* BEGIN Excerpted records *

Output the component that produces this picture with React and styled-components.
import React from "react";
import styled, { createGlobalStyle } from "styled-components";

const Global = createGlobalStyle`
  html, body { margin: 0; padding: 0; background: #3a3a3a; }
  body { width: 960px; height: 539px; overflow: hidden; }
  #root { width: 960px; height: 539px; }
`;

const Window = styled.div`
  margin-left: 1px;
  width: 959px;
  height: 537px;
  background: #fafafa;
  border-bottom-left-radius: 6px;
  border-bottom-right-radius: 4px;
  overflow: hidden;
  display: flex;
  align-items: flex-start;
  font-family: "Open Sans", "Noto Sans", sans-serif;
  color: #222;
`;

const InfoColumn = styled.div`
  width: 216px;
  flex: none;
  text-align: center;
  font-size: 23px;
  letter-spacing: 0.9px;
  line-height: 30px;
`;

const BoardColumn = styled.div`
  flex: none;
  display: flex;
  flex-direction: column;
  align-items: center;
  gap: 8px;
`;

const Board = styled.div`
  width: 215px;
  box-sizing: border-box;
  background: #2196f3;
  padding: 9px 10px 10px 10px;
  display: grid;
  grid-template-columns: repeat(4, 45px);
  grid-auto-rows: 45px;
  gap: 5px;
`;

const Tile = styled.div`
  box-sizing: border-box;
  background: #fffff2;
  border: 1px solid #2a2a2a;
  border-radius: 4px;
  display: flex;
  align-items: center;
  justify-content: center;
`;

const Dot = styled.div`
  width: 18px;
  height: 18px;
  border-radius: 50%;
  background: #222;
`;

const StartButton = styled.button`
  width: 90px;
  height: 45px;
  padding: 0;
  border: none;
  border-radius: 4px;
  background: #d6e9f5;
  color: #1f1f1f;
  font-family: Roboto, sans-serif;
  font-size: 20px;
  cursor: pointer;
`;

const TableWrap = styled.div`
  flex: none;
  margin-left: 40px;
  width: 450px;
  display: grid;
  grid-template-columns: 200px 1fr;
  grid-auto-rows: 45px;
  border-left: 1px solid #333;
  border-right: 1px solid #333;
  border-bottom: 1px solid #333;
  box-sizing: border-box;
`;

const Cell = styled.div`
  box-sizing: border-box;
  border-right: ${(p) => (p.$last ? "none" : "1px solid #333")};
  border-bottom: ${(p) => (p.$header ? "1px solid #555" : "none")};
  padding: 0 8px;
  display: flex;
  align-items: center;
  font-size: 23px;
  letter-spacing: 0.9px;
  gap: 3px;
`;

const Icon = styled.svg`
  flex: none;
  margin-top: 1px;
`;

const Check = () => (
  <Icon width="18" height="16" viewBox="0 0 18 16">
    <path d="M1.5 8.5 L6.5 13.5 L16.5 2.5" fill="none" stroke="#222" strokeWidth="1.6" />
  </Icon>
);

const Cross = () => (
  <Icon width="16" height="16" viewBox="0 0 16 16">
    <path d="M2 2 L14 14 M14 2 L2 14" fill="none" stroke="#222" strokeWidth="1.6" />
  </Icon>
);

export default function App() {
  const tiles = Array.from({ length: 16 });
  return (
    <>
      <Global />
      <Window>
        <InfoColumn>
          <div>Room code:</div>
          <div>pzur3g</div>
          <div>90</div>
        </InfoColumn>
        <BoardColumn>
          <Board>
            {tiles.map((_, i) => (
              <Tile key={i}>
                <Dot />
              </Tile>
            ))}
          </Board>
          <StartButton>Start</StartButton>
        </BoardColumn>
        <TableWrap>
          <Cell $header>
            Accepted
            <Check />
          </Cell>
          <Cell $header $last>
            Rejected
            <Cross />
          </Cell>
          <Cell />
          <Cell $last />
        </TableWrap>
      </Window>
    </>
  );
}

* END Excerpted records *
* BEGIN Excerpted records *

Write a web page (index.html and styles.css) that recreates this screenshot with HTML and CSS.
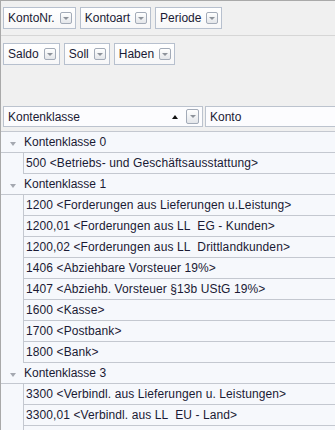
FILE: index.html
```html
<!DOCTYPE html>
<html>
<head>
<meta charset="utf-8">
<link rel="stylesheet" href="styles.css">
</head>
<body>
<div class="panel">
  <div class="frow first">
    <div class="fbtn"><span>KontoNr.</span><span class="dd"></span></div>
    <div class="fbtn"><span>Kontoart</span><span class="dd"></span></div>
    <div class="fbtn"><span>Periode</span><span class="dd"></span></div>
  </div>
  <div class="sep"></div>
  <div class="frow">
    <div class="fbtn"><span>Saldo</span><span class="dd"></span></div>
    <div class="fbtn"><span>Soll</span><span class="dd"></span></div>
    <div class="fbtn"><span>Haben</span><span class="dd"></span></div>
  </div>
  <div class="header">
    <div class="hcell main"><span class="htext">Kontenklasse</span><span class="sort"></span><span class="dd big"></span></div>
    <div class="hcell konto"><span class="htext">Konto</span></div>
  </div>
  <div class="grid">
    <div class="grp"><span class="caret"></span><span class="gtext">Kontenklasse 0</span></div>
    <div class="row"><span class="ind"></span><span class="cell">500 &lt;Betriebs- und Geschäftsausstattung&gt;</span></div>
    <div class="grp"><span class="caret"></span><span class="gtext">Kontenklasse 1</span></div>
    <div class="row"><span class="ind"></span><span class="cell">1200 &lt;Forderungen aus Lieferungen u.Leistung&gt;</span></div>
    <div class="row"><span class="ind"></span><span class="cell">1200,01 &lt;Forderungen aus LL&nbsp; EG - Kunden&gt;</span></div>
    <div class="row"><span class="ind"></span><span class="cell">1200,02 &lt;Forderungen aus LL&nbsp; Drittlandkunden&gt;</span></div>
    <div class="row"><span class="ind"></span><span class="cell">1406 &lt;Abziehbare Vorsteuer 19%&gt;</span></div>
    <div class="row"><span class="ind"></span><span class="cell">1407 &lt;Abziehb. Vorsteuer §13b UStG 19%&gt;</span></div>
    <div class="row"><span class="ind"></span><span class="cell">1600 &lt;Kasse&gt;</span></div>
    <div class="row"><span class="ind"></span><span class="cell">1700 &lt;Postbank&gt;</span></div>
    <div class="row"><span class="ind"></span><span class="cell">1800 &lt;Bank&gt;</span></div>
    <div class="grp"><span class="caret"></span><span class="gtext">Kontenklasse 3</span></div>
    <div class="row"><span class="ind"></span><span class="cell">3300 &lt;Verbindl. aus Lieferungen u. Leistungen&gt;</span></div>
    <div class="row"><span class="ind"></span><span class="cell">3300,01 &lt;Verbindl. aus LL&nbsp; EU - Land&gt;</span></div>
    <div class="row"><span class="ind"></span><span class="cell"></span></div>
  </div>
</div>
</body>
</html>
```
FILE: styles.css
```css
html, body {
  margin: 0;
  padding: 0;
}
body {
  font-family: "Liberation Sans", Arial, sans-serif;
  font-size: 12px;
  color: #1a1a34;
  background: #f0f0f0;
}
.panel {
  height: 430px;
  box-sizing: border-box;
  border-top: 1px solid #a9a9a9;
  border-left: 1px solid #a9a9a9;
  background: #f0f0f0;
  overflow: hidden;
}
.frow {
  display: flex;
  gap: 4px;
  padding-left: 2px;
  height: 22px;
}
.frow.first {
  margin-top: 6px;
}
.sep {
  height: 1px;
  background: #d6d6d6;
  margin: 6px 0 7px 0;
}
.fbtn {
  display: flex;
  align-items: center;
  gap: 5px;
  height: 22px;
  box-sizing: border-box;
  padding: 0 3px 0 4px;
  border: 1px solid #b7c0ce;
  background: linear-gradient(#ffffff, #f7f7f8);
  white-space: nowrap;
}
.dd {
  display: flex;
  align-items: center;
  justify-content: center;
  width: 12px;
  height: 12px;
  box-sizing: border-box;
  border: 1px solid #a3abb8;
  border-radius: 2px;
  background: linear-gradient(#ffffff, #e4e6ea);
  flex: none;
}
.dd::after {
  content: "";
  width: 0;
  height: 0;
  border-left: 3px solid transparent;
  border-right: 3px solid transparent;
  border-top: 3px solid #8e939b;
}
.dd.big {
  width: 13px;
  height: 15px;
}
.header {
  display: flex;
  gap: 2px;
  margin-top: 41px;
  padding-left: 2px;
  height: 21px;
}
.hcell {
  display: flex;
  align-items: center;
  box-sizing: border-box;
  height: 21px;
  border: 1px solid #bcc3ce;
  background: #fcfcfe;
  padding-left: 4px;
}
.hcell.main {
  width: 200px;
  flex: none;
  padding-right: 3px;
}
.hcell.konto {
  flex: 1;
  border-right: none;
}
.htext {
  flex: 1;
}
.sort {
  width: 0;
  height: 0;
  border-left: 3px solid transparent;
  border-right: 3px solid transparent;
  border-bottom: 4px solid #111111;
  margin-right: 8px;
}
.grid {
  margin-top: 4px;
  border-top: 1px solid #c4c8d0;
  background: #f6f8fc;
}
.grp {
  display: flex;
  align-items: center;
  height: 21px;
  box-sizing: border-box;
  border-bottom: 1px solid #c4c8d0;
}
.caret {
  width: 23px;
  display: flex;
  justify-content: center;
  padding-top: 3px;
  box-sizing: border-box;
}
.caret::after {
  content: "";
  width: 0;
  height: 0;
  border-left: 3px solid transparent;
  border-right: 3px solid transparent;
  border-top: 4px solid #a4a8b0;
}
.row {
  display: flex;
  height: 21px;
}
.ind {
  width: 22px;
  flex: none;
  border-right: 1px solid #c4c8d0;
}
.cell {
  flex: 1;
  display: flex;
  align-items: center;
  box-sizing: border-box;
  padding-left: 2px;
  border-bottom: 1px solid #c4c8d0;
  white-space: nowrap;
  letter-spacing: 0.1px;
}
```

* END Excerpted records *

* **Work instructions**
Return all lines with the word "that" in them.

* **Result below**
Output the component that produces this picture with React and styled-components.
Write a web page (index.html and styles.css) that recreates this screenshot with HTML and CSS.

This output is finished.